Exercise directions: Repeat verbatim only the lines from the one with "Give me the" through the one with "placeholder-[#7b8088] outline-none focus:border-[#9fb3c8]';", both ends kept. Pictures stay out.
=====
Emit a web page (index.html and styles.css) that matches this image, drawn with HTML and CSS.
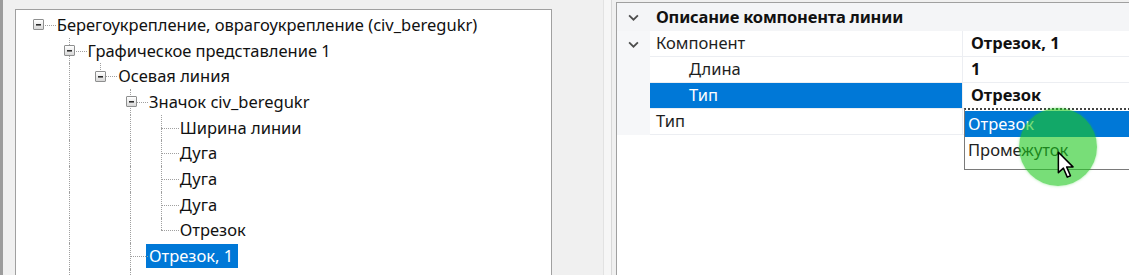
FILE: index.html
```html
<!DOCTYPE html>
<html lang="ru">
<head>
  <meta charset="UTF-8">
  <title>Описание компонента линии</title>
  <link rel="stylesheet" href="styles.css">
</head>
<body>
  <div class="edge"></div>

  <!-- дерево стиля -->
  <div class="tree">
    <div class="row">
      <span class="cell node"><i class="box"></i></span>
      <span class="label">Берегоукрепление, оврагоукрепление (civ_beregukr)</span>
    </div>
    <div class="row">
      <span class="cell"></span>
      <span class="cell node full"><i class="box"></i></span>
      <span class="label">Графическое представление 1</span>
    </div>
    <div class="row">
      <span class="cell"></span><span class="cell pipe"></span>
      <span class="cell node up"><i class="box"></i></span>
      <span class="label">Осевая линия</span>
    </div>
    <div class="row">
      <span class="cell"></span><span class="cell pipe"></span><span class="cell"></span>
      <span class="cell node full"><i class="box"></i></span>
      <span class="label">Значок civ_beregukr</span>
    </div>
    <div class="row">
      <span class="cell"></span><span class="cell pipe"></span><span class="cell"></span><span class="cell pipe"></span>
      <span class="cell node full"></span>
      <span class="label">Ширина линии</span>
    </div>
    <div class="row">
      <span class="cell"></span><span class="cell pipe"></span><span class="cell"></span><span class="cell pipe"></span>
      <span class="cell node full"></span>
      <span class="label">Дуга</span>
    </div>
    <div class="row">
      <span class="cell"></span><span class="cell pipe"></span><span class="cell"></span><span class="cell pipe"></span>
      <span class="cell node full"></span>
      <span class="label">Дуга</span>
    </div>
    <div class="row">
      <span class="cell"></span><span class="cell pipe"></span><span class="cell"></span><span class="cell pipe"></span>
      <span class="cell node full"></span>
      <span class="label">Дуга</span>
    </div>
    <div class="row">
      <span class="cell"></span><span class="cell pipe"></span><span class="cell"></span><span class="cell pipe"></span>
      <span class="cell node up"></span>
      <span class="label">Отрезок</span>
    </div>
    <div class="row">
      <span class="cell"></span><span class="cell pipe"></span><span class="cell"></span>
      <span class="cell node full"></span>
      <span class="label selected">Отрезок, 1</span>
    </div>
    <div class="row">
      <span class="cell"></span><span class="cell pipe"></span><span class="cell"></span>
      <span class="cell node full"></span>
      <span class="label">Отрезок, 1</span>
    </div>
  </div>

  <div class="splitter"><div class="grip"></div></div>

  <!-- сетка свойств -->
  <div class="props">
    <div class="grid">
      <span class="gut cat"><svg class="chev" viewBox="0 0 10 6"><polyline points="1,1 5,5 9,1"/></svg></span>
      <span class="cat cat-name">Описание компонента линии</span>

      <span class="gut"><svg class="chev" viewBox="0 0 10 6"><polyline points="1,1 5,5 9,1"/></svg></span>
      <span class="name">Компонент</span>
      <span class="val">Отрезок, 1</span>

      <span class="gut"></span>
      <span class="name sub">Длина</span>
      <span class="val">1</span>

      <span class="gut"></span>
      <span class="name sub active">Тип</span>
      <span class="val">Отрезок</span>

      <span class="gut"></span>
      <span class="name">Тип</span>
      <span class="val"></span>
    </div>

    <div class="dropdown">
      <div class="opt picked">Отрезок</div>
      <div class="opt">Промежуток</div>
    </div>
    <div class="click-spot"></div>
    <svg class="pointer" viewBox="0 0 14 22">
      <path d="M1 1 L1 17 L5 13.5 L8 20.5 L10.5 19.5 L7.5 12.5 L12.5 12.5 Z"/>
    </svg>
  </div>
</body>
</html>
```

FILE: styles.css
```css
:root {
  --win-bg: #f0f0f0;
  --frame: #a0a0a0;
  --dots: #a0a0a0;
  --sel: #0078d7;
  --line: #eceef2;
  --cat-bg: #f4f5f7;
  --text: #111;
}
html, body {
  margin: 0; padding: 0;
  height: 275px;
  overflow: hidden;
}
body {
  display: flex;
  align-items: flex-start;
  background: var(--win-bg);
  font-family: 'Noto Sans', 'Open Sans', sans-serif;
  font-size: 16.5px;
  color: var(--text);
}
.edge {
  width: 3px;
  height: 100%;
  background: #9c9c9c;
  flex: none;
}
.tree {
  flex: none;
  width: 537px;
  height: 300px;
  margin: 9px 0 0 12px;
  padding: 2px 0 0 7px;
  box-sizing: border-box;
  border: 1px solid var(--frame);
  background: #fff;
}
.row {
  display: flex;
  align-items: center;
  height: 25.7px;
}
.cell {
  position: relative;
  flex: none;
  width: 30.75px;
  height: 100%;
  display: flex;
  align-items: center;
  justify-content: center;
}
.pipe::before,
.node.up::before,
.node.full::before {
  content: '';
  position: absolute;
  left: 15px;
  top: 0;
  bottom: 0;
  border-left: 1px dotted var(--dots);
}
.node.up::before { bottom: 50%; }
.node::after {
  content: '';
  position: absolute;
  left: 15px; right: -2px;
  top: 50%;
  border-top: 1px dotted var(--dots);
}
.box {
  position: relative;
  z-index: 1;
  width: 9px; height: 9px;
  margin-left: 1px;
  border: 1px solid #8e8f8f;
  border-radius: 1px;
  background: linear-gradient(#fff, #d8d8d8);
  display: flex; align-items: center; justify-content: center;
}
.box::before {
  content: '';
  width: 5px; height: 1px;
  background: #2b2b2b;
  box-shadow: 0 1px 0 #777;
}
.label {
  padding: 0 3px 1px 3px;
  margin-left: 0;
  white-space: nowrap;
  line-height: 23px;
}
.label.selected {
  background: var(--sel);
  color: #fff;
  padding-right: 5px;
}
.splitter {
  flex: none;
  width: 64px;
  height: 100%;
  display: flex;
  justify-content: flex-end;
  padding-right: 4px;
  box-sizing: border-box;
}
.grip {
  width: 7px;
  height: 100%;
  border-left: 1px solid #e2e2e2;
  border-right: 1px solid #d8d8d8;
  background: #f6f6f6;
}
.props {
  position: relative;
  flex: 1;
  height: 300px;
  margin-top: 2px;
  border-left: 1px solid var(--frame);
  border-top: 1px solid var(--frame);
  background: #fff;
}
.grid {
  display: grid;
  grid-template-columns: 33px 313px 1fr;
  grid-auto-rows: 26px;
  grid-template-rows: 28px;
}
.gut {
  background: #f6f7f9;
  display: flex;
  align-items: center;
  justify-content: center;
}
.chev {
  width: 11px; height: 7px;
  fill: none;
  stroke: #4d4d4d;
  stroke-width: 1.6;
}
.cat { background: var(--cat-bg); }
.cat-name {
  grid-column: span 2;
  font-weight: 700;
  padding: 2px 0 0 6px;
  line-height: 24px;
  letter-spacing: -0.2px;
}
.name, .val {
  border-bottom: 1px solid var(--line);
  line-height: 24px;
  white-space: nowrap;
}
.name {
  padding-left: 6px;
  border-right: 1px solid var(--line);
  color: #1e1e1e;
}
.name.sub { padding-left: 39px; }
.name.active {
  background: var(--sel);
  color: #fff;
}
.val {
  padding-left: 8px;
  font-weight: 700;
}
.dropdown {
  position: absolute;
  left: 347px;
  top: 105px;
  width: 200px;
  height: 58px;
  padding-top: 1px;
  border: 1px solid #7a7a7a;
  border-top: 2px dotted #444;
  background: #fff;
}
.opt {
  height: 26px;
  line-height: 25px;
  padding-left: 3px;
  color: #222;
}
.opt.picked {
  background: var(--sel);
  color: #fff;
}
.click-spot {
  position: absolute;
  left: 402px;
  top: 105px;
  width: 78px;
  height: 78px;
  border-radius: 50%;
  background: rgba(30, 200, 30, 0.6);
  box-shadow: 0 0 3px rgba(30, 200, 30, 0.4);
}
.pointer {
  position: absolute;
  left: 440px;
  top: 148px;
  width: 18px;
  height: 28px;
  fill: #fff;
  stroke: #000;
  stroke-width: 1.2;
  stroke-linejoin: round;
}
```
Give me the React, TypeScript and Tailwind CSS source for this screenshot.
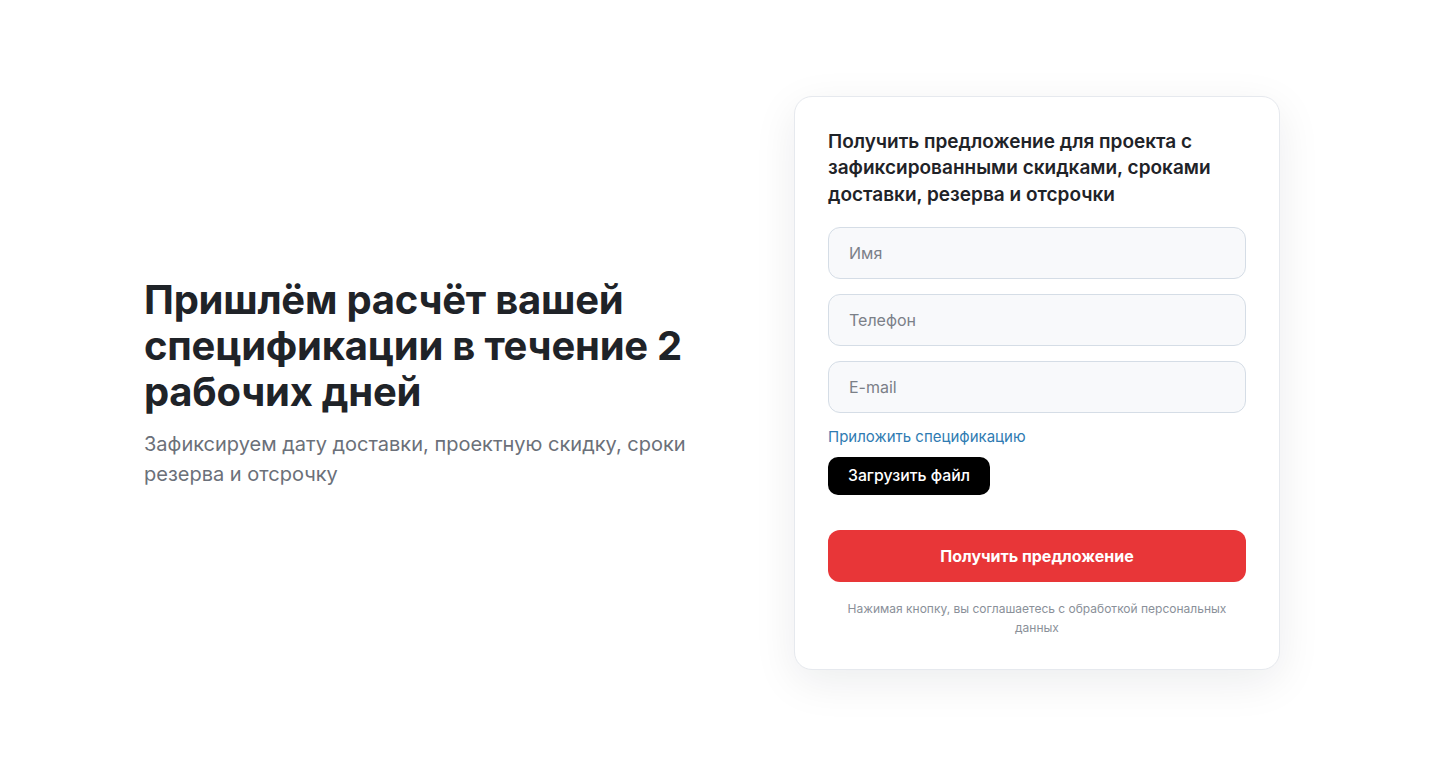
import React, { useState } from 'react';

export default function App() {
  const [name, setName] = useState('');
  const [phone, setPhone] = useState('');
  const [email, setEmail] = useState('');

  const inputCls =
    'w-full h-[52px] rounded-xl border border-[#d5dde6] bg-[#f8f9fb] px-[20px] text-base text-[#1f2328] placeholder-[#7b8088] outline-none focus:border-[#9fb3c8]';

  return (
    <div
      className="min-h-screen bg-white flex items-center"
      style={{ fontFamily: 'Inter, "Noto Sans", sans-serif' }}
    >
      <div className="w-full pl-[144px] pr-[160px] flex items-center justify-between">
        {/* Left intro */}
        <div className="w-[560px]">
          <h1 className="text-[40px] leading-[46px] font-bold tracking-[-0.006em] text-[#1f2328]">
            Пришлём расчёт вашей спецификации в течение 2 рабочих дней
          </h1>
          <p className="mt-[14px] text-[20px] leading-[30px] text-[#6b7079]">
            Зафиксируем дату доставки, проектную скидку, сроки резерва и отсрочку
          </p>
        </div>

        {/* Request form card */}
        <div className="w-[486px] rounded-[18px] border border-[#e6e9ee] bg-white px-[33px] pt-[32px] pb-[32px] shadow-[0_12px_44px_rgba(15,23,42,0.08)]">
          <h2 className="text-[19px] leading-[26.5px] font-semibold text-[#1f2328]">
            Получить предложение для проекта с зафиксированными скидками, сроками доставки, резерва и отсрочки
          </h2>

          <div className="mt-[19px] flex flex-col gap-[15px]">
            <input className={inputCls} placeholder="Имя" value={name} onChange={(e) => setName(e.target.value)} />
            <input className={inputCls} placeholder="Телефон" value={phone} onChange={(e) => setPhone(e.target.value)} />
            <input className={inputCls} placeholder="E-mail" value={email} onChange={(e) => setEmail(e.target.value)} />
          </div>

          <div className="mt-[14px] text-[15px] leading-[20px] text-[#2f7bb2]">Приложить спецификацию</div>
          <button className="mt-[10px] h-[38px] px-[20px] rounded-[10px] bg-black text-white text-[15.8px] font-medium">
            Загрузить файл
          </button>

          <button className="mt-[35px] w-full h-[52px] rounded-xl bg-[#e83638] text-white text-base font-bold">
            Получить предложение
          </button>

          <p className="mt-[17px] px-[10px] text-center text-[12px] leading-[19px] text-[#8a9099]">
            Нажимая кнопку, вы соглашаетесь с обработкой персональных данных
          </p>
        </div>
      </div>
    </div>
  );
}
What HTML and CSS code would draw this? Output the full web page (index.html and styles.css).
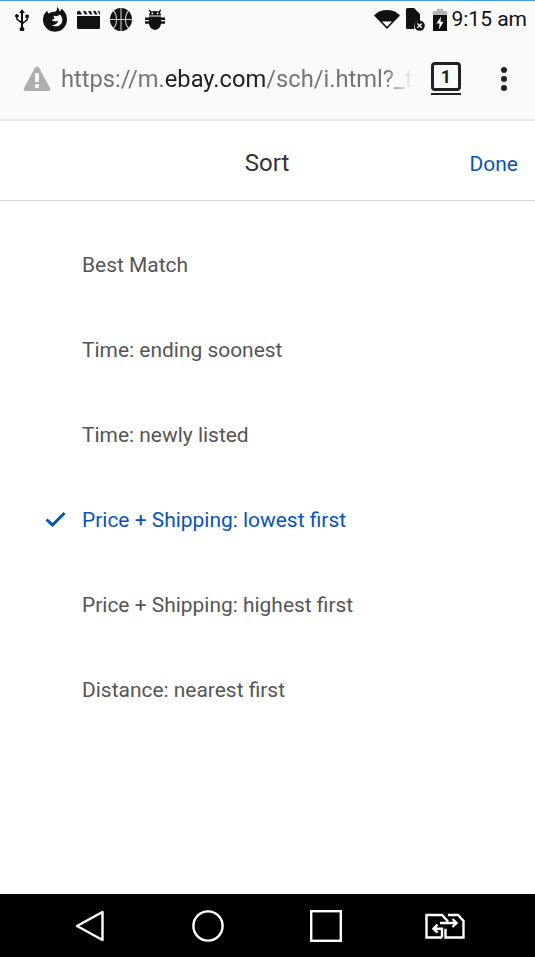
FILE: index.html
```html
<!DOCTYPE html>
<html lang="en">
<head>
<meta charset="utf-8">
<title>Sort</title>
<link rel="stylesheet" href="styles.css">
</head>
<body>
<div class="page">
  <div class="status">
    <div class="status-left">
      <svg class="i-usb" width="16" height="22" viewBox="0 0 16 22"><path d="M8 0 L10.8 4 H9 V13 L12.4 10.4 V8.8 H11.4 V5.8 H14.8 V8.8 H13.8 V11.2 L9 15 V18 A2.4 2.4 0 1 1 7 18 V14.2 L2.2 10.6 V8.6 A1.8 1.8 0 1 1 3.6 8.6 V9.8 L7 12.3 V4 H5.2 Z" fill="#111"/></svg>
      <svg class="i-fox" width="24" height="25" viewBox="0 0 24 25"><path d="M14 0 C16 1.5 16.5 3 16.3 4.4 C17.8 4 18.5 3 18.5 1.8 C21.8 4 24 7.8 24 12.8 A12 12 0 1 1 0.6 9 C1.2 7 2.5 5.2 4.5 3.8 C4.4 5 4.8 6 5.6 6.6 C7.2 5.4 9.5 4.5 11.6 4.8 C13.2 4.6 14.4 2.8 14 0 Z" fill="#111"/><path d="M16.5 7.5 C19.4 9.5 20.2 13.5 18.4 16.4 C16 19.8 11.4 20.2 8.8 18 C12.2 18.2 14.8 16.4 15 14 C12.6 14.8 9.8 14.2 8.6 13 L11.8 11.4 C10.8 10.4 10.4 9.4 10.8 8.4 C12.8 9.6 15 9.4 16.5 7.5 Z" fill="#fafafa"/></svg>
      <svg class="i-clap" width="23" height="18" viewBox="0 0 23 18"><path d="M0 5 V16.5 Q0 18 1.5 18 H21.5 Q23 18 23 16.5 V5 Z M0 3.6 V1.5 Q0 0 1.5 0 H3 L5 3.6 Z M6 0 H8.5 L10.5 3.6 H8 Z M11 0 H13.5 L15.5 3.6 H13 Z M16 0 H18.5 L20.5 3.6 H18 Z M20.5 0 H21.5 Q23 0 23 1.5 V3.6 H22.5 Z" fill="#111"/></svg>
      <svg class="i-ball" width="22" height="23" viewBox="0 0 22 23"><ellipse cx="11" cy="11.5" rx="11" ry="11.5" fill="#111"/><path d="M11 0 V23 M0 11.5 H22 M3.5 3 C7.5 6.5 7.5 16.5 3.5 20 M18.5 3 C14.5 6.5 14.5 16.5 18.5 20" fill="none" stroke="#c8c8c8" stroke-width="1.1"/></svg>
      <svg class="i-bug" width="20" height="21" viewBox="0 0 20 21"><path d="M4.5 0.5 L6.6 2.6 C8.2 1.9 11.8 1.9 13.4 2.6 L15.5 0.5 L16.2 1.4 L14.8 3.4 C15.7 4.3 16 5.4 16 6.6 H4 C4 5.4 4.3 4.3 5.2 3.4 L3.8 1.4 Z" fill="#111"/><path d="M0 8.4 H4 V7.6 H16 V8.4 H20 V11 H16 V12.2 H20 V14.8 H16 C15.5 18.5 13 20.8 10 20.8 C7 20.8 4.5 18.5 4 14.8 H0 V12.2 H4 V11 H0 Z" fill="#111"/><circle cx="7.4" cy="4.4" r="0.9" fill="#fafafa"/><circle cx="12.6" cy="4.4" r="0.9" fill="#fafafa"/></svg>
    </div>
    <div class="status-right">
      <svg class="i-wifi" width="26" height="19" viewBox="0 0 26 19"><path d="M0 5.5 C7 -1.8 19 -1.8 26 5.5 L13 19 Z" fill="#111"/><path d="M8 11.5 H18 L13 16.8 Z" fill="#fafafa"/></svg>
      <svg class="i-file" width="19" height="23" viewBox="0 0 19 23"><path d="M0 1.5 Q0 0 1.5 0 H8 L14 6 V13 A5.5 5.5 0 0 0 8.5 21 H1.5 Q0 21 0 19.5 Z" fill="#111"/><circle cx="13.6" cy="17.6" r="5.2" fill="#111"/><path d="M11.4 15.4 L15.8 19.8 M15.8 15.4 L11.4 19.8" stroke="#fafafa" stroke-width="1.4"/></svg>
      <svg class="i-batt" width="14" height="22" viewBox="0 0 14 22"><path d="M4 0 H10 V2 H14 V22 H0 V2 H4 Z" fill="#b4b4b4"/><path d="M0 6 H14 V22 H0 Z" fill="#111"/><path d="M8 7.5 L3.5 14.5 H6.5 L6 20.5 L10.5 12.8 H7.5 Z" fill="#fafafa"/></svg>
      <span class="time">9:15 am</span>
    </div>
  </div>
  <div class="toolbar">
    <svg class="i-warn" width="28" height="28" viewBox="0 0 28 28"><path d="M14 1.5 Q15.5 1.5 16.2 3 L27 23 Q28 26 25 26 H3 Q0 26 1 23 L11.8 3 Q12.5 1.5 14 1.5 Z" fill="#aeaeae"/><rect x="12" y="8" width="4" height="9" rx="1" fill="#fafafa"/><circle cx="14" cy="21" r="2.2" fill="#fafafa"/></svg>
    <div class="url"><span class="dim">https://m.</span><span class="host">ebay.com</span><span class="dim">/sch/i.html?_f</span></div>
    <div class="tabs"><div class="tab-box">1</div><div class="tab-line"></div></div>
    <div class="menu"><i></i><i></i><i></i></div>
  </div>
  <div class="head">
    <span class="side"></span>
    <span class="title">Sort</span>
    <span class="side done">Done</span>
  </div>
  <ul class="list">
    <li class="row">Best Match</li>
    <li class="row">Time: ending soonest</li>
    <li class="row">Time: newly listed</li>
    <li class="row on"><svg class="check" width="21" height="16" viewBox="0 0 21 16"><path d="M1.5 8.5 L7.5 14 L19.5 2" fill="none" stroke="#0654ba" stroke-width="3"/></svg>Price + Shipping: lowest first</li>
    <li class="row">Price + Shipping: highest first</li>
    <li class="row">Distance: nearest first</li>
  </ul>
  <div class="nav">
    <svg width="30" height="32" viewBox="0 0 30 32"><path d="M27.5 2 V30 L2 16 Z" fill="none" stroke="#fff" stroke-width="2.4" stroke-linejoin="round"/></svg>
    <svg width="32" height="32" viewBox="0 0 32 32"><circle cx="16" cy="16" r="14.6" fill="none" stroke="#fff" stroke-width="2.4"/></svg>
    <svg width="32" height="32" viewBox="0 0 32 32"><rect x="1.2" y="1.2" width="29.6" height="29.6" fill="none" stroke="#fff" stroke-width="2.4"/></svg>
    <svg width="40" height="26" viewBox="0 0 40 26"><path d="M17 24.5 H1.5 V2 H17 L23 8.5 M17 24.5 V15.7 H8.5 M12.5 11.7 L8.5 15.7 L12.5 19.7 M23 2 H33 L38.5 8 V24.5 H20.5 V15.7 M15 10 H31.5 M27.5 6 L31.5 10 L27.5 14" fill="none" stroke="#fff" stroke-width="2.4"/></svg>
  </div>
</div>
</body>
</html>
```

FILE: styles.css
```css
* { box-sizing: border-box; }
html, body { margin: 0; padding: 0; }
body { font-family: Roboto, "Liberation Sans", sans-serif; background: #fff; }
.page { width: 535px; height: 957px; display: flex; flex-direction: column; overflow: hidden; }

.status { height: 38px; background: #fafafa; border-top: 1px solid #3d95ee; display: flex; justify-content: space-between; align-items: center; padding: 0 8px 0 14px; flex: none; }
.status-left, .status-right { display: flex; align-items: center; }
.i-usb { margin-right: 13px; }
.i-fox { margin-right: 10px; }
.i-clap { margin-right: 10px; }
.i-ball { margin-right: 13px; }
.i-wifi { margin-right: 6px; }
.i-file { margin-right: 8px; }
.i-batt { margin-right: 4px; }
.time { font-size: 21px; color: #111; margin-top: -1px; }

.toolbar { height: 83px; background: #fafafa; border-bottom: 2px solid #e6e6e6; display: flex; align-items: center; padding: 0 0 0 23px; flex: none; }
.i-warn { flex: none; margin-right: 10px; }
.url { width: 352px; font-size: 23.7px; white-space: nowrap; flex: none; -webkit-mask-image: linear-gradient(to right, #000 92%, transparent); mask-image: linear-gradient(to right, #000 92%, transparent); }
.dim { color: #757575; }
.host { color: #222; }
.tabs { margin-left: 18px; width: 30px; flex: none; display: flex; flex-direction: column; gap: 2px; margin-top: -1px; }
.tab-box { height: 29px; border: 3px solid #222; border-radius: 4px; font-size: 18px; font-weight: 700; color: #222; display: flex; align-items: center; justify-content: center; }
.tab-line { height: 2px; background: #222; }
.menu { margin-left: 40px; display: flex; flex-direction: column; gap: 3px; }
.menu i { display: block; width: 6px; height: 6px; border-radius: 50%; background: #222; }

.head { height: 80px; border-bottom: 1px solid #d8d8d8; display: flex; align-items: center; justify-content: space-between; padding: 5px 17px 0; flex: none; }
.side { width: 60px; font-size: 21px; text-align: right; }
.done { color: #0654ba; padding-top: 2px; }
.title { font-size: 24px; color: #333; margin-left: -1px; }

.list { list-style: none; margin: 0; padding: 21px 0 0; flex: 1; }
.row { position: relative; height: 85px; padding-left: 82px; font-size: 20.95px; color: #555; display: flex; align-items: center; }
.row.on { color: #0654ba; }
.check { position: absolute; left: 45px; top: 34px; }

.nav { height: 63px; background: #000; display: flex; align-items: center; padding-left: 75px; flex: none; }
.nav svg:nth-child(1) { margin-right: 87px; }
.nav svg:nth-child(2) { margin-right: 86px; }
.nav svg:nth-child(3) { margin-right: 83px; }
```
=====
Correct result:
Give me the React, TypeScript and Tailwind CSS source for this screenshot.
import React, { useState } from 'react';

export default function App() {
  const [name, setName] = useState('');
  const [phone, setPhone] = useState('');
  const [email, setEmail] = useState('');

  const inputCls =
    'w-full h-[52px] rounded-xl border border-[#d5dde6] bg-[#f8f9fb] px-[20px] text-base text-[#1f2328] placeholder-[#7b8088] outline-none focus:border-[#9fb3c8]';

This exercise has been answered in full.